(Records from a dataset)
■ ■ ■ ■ ■ ■ ■

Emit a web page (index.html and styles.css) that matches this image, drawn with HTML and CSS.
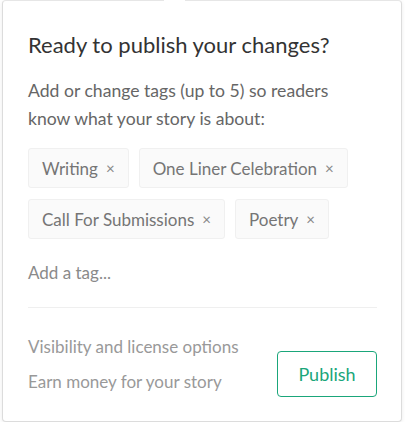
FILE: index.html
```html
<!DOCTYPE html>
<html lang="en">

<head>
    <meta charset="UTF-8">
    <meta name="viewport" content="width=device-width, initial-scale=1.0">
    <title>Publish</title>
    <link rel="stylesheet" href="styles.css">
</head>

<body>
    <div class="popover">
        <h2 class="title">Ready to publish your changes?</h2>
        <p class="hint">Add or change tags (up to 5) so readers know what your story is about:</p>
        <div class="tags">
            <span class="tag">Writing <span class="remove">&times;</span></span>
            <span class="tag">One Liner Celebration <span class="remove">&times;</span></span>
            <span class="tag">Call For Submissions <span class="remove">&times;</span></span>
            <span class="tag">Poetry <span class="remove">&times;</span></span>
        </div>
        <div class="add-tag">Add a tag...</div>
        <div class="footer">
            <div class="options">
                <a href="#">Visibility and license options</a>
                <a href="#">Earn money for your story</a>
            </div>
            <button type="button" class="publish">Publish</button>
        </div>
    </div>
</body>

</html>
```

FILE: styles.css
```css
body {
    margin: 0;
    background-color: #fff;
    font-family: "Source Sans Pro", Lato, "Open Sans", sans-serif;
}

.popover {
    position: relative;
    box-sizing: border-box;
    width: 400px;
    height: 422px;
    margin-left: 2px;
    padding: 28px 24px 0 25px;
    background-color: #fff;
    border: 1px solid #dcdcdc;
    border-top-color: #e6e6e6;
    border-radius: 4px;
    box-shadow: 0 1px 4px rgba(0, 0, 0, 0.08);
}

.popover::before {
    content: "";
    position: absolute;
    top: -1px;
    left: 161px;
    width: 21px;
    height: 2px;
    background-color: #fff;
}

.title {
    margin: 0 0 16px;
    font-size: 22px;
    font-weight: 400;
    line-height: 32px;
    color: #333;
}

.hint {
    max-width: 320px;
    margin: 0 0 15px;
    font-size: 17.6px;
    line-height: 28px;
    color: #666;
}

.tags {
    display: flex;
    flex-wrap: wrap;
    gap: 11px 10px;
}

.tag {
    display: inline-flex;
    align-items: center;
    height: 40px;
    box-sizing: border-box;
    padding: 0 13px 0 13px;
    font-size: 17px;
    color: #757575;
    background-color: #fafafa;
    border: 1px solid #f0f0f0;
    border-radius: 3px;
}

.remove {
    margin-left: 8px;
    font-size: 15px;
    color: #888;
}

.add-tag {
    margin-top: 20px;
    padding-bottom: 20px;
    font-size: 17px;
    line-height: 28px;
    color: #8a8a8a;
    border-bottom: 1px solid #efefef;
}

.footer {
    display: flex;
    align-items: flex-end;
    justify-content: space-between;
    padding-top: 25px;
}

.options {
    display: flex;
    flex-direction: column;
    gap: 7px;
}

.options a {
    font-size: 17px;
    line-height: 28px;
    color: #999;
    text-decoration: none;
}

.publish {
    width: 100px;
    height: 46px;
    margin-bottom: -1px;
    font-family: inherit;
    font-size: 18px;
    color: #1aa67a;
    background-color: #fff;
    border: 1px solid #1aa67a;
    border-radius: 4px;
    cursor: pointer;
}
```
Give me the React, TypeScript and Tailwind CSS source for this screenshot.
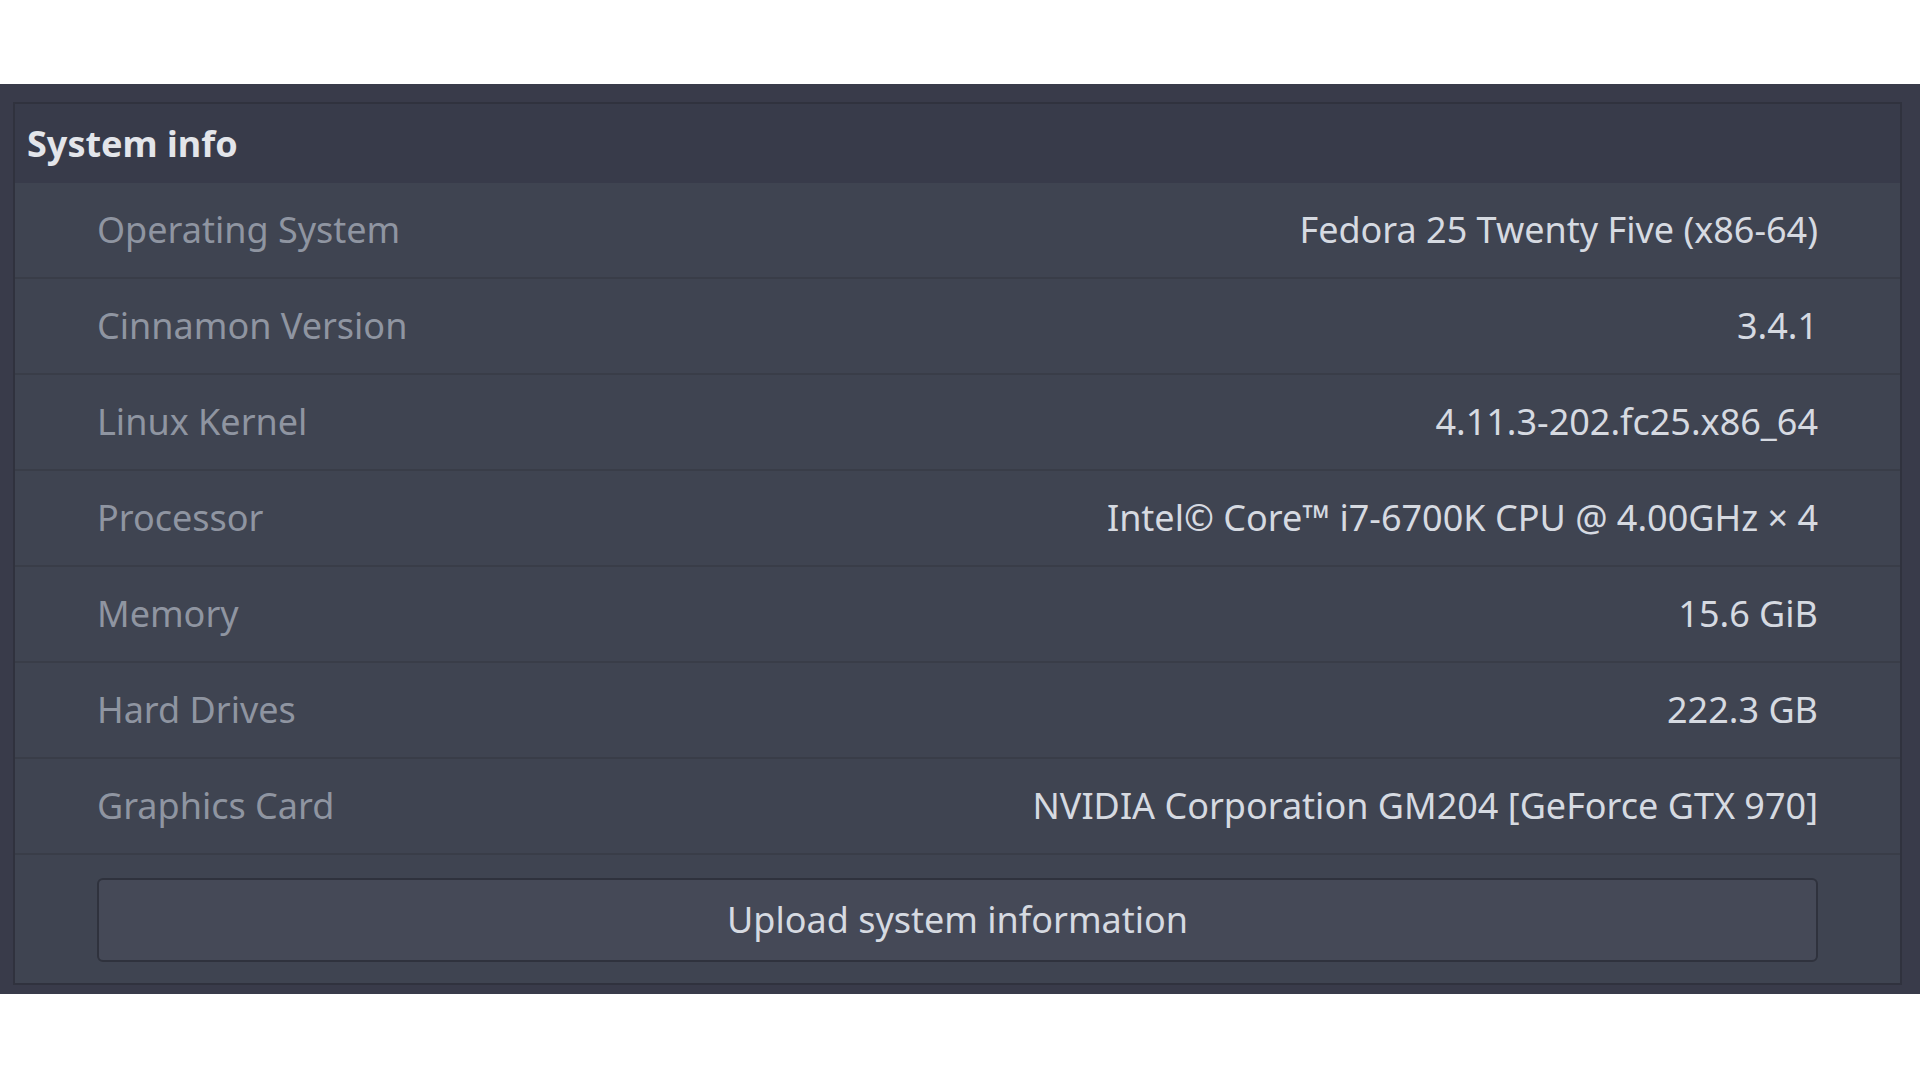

■ ■ ■ ■ ■ ■ ■

» PROBLEM TO SOLVE: Write the entries above out in full, exactly, with no images.

» EXERCISE OUTPUT:
Emit a web page (index.html and styles.css) that matches this image, drawn with HTML and CSS.
FILE: index.html
```html
<!DOCTYPE html>
<html lang="en">

<head>
    <meta charset="UTF-8">
    <meta name="viewport" content="width=device-width, initial-scale=1.0">
    <title>Publish</title>
    <link rel="stylesheet" href="styles.css">
</head>

<body>
    <div class="popover">
        <h2 class="title">Ready to publish your changes?</h2>
        <p class="hint">Add or change tags (up to 5) so readers know what your story is about:</p>
        <div class="tags">
            <span class="tag">Writing <span class="remove">&times;</span></span>
            <span class="tag">One Liner Celebration <span class="remove">&times;</span></span>
            <span class="tag">Call For Submissions <span class="remove">&times;</span></span>
            <span class="tag">Poetry <span class="remove">&times;</span></span>
        </div>
        <div class="add-tag">Add a tag...</div>
        <div class="footer">
            <div class="options">
                <a href="#">Visibility and license options</a>
                <a href="#">Earn money for your story</a>
            </div>
            <button type="button" class="publish">Publish</button>
        </div>
    </div>
</body>

</html>
```

FILE: styles.css
```css
body {
    margin: 0;
    background-color: #fff;
    font-family: "Source Sans Pro", Lato, "Open Sans", sans-serif;
}

.popover {
    position: relative;
    box-sizing: border-box;
    width: 400px;
    height: 422px;
    margin-left: 2px;
    padding: 28px 24px 0 25px;
    background-color: #fff;
    border: 1px solid #dcdcdc;
    border-top-color: #e6e6e6;
    border-radius: 4px;
    box-shadow: 0 1px 4px rgba(0, 0, 0, 0.08);
}

.popover::before {
    content: "";
    position: absolute;
    top: -1px;
    left: 161px;
    width: 21px;
    height: 2px;
    background-color: #fff;
}

.title {
    margin: 0 0 16px;
    font-size: 22px;
    font-weight: 400;
    line-height: 32px;
    color: #333;
}

.hint {
    max-width: 320px;
    margin: 0 0 15px;
    font-size: 17.6px;
    line-height: 28px;
    color: #666;
}

.tags {
    display: flex;
    flex-wrap: wrap;
    gap: 11px 10px;
}

.tag {
    display: inline-flex;
    align-items: center;
    height: 40px;
    box-sizing: border-box;
    padding: 0 13px 0 13px;
    font-size: 17px;
    color: #757575;
    background-color: #fafafa;
    border: 1px solid #f0f0f0;
    border-radius: 3px;
}

.remove {
    margin-left: 8px;
    font-size: 15px;
    color: #888;
}

.add-tag {
    margin-top: 20px;
    padding-bottom: 20px;
    font-size: 17px;
    line-height: 28px;
    color: #8a8a8a;
    border-bottom: 1px solid #efefef;
}

.footer {
    display: flex;
    align-items: flex-end;
    justify-content: space-between;
    padding-top: 25px;
}

.options {
    display: flex;
    flex-direction: column;
    gap: 7px;
}

.options a {
    font-size: 17px;
    line-height: 28px;
    color: #999;
    text-decoration: none;
}

.publish {
    width: 100px;
    height: 46px;
    margin-bottom: -1px;
    font-family: inherit;
    font-size: 18px;
    color: #1aa67a;
    background-color: #fff;
    border: 1px solid #1aa67a;
    border-radius: 4px;
    cursor: pointer;
}
```
Give me the React, TypeScript and Tailwind CSS source for this screenshot.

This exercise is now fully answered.